During the week of May 12, the House passed its first bill of the Fiscal Year (FY) 2027 cycle, advanced a second bill through full committee, and held cabinet-level budget hearings. The Senate held FY 2027 budget hearings as well. The week of May 19 was the last session week before the Memorial Day recess, and it was largely a rinse-and-repeat week during this busy appropriations time of year.
Key Highlights
- MilCon-VA passed the House on an overwhelmingly bipartisan basis, likely the only bill to do so this cycle.
- Senate appropriators are grappling with large prospective cuts to key non-defense priorities while the President’s defense budget request reaches historic heights.
- Continuing Resolutions into the fall, and perhaps next Congress, are likely before a completed cycle of final FY 2027 bills.

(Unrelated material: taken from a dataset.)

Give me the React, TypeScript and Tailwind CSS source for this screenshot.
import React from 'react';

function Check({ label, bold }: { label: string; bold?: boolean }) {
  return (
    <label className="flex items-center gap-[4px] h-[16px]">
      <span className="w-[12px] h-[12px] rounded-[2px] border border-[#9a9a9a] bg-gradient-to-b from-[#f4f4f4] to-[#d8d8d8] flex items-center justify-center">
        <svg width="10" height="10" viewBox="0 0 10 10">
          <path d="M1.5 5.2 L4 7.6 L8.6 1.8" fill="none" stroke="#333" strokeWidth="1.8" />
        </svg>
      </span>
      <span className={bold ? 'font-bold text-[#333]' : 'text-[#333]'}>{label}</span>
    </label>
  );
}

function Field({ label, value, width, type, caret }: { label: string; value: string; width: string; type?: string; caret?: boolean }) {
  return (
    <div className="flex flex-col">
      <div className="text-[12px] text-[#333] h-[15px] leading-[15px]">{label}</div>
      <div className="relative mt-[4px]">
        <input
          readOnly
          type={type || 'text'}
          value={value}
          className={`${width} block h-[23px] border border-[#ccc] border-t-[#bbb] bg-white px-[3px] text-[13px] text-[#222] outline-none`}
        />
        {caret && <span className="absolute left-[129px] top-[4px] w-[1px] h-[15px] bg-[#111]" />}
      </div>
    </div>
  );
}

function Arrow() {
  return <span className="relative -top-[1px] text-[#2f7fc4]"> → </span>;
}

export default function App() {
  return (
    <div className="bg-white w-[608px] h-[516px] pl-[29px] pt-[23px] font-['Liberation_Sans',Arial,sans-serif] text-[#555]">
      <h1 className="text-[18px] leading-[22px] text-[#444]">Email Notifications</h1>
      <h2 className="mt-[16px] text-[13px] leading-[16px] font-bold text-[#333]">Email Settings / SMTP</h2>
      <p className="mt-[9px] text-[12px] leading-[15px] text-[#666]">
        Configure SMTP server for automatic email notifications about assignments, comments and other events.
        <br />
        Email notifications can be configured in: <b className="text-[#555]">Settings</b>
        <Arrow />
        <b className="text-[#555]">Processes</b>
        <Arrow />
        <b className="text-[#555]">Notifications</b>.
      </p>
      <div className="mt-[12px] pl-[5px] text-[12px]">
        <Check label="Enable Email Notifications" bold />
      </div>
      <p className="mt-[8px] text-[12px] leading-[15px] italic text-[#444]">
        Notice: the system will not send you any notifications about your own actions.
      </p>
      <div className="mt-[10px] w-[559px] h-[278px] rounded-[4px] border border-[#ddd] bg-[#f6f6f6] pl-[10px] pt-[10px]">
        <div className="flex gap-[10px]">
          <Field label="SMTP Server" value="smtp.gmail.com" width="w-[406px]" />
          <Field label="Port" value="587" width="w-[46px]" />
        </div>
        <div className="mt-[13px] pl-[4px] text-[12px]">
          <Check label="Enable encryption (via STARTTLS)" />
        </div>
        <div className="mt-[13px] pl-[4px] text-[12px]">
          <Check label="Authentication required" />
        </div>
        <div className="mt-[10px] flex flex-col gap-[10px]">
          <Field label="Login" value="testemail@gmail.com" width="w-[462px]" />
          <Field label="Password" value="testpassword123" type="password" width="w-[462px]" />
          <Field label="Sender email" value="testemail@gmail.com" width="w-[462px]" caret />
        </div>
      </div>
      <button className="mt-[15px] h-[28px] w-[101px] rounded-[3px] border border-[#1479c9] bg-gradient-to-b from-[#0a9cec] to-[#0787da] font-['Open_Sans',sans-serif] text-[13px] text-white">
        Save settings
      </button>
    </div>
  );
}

House Floor: MilCon-VA Passes Overwhelmingly
The House passed its first FY 2027 Appropriations bill on May 15 in a 400-15 vote. In 2026, it’s rare to see a post office naming clear by such a margin, but the strong response reflects the traditionally bipartisan nature of veterans and military construction funding, especially in an election year. The small group that voted against the bill cited concerns about policy riders, which are perennial issues for these members.
The bill provides more than $157 billion, $4 billion above FY 2026, and authorizes $323.9 billion in mandatory programs. It also includes more than $2 billion to renovate Veterans Affairs (VA) hospitals and national cemeteries. On the policy rider front, the bill includes language banning the VA from removing a veteran’s firearm rights without a court order. This provision has been subject to intense back-and-forth during final conference negotiations in recent years.

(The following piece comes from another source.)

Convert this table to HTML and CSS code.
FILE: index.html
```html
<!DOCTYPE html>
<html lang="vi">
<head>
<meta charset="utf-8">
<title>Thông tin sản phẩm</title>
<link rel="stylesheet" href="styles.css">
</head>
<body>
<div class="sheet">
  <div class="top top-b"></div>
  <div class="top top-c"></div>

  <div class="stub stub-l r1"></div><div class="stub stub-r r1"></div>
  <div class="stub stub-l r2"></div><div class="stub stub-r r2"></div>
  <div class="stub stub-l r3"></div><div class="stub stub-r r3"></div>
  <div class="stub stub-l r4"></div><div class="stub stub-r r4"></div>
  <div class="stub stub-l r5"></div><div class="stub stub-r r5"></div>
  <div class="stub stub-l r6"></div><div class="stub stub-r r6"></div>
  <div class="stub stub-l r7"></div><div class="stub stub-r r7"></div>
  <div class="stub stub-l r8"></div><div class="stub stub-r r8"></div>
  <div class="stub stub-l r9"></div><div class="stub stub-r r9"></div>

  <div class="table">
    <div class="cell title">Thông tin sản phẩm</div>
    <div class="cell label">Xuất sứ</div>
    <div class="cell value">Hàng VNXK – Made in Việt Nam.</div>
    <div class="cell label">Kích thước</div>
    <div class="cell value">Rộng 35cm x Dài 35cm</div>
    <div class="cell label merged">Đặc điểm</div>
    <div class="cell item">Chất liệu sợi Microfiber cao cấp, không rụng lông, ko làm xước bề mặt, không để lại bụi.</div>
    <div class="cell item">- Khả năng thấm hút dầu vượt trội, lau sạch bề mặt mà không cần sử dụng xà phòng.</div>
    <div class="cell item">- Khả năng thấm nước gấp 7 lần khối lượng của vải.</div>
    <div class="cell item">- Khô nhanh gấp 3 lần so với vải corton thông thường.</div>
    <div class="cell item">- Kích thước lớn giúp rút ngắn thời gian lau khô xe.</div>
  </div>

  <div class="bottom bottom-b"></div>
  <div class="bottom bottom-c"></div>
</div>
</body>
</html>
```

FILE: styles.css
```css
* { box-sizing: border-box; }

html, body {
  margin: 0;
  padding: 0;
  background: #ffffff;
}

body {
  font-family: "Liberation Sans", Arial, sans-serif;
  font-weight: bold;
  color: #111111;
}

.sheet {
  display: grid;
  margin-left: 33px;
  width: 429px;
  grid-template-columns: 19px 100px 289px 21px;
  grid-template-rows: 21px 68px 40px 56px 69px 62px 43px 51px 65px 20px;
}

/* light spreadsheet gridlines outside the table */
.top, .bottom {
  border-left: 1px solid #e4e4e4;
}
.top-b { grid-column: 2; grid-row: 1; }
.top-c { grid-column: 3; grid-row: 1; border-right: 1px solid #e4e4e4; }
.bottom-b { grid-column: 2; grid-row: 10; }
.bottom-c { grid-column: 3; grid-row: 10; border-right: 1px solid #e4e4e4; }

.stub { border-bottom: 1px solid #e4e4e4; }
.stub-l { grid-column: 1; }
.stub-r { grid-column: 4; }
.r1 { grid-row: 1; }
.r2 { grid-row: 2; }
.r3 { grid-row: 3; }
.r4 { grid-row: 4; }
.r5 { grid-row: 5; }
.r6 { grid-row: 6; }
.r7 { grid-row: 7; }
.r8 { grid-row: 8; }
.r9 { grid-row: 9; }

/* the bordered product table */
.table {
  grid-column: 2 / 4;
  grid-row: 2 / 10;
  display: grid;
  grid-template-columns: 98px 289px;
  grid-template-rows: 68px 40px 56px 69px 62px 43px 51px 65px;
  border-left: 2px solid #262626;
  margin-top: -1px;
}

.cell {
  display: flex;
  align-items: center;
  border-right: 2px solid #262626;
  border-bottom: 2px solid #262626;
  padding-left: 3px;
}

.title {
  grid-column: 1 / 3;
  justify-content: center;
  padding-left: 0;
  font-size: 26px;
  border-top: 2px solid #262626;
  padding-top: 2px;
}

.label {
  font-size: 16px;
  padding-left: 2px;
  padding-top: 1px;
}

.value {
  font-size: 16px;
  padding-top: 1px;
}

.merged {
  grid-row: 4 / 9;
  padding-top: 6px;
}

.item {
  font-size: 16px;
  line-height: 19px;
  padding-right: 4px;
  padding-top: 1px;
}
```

House Appropriations Committee: CJS, Energy and Water, THUD and Interior
The House Appropriations Full Committee adopted its Commerce Justice and Science (CJS) bill by a vote of 32-28, a sharp contrast to the overwhelming bipartisan support for the MilCon-VA bill on the House floor. This comes as no surprise, as CJS is a more highly contested bill due to the agencies it funds. The CJS bill proposes a 13% increase for the Department of Justice (DOJ) and a 31% cut to science agencies like the National Science Foundation (NSF), National Oceanic and Atmospheric Administration (NOAA), National Aeronautics and Space Administration (NASA) and National Institute of Standards and Technology (NIST). Ultimately, in conference negotiations, regardless of which party is in power, these funding levels will likely move closer together, and the disparities between agencies will narrow.

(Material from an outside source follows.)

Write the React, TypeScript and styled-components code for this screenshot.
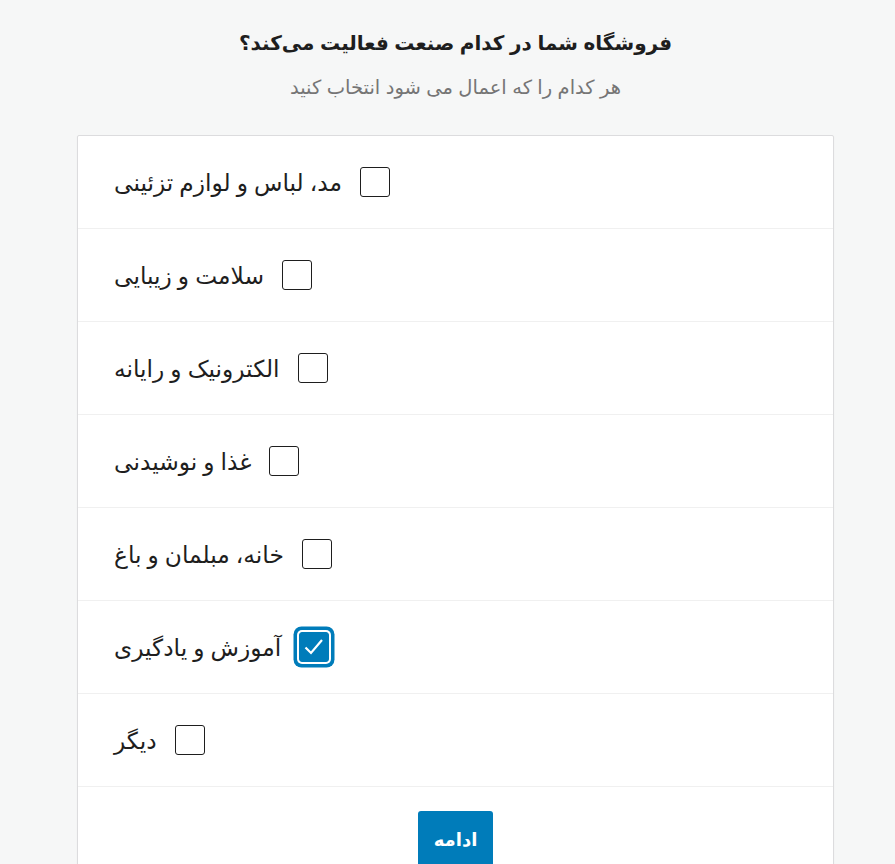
import React, { useState } from "react";
import styled, { createGlobalStyle } from "styled-components";

const Global = createGlobalStyle`
  html, body { margin: 0; padding: 0; background: #f6f7f7; }
  body { font-family: "Noto Sans", "DejaVu Sans", sans-serif; }
`;

const Page = styled.div`
  padding: 0 0 0 16px;
  direction: rtl;
`;

const Header = styled.div`
  display: flex;
  flex-direction: column;
  align-items: center;
  padding-top: 28px;
  gap: 16px;
`;

const Title = styled.h1`
  margin: 0;
  font-family: "Liberation Sans", "DejaVu Sans", sans-serif;
  font-weight: 700;
  font-size: 20px;
  line-height: 30px;
  color: #1e1e1e;
`;

const Subtitle = styled.p`
  margin: 0;
  font-family: "Liberation Sans", "DejaVu Sans", sans-serif;
  font-size: 19.5px;
  line-height: 26px;
  color: #757575;
`;

const Card = styled.div`
  width: 755px;
  margin: 35px auto 0;
  background: #fff;
  border: 1px solid #dcdcde;
  box-shadow: 0 1px 2px rgba(0, 0, 0, 0.04);
  border-radius: 2px;
`;

const Row = styled.label`
  display: flex;
  direction: ltr;
  align-items: center;
  height: 92px;
  padding-left: 36px;
  gap: 18px;
  border-bottom: 1px solid #f0f0f0;
  cursor: pointer;
`;

const Label = styled.span`
  direction: rtl;
  font-family: "Noto Sans", "DejaVu Sans", sans-serif;
  font-size: 23.3px;
  color: #1e1e1e;
`;

const Box = styled.span<{ $checked: boolean }>`
  width: 30px;
  height: 30px;
  box-sizing: border-box;
  border-radius: 3px;
  border: 1px solid ${(p) => (p.$checked ? "#007cba" : "#1e1e1e")};
  background: ${(p) => (p.$checked ? "#007cba" : "#fff")};
  box-shadow: ${(p) =>
    p.$checked ? "0 0 0 2px #fff, 0 0 0 5.5px #007cba" : "none"};
  display: flex;
  align-items: center;
  justify-content: center;
  flex-shrink: 0;
`;

const Footer = styled.div`
  display: flex;
  justify-content: center;
  padding: 24px 0 24px;
`;

const Button = styled.button`
  height: 58px;
  padding: 0 16px;
  min-width: 75px;
  border: none;
  border-radius: 3px;
  background: #007cba;
  color: #fff;
  font-family: "Liberation Sans", "DejaVu Sans", sans-serif;
  font-weight: 700;
  font-size: 18px;
  direction: rtl;
  cursor: pointer;
`;

const items = [
  "مد، لباس و لوازم تزئینی",
  "سلامت و زیبایی",
  "الکترونیک و رایانه",
  "غذا و نوشیدنی",
  "خانه، مبلمان و باغ",
  "آموزش و یادگیری",
  "دیگر",
];

export default function App() {
  const [sel, setSel] = useState<number[]>([5]);
  const toggle = (i: number) =>
    setSel((s) => (s.includes(i) ? s.filter((x) => x !== i) : [...s, i]));
  return (
    <Page>
      <Global />
      <Header>
        <Title>فروشگاه شما در کدام صنعت فعالیت می‌کند؟</Title>
        <Subtitle>هر کدام را که اعمال می شود انتخاب کنید</Subtitle>
      </Header>
      <Card>
        {items.map((t, i) => {
          const c = sel.includes(i);
          return (
            <Row key={t} onClick={() => toggle(i)}>
              <Label>{t}</Label>
              <Box $checked={c}>
                {c && (
                  <svg width="24" height="24" viewBox="0 0 24 24">
                    <path
                      d="M3.5 12.5 L9 18 L20 5"
                      fill="none"
                      stroke="#fff"
                      strokeWidth="2.2"
                    />
                  </svg>
                )}
              </Box>
            </Row>
          );
        })}
        <Footer>
          <Button>ادامه</Button>
        </Footer>
      </Card>
    </Page>
  );
}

House Appropriators also passed the Energy and Water bill out of full committee on party lines. The National Nuclear Security Administration comes out on top in that bill, as does civilian nuclear energy, which sees nearly $2.7 billion in repurposed funds for nuclear reactor demonstration programs.
The Transportation, House and Urban Development (THUD) bill and the Interior-Environment bill were marked up in subcommittee, with full committee markups scheduled for June 4 and June 3 respectively.
Senate Appropriations Budget Hearings
Key hearings during the week of May 19 include the National Institutes of Health (NIH) FY 2027 budget justification hearing, where Senate Appropriations Chair Susan Collins called proposed cuts to biomedical research “inexplicable.” Top Democrat on the Committee Sen. Patty Murray (D-WA) pressed NIH’s director on proposed cuts to medical research to help finance the $1.5 trillion defense budget.
The Senate markup schedule remains elusive. The Senate has approximately 60 days in session between now and October, with an extended recess from August 8 through September 14. This compressed calendar puts pressure on Senate appropriators to move their bills. As a candidate for re-election this year, Chair Collins has a strong incentive to return to Maine during the August recess with cleared bills that benefit her constituents.
What to Watch
Readers are reminded that Congress is unlikely to pass full-year appropriations bills prior to the September 30 funding deadline. We will likely see a continuing resolution (CR) through Election Day. Election outcomes will dictate what happens after that, but it is more likely than not that we will see multiple CRs through the first quarter of the next Congress. In that case, it is likely that much of what is drafted this summer will be renegotiated at that time.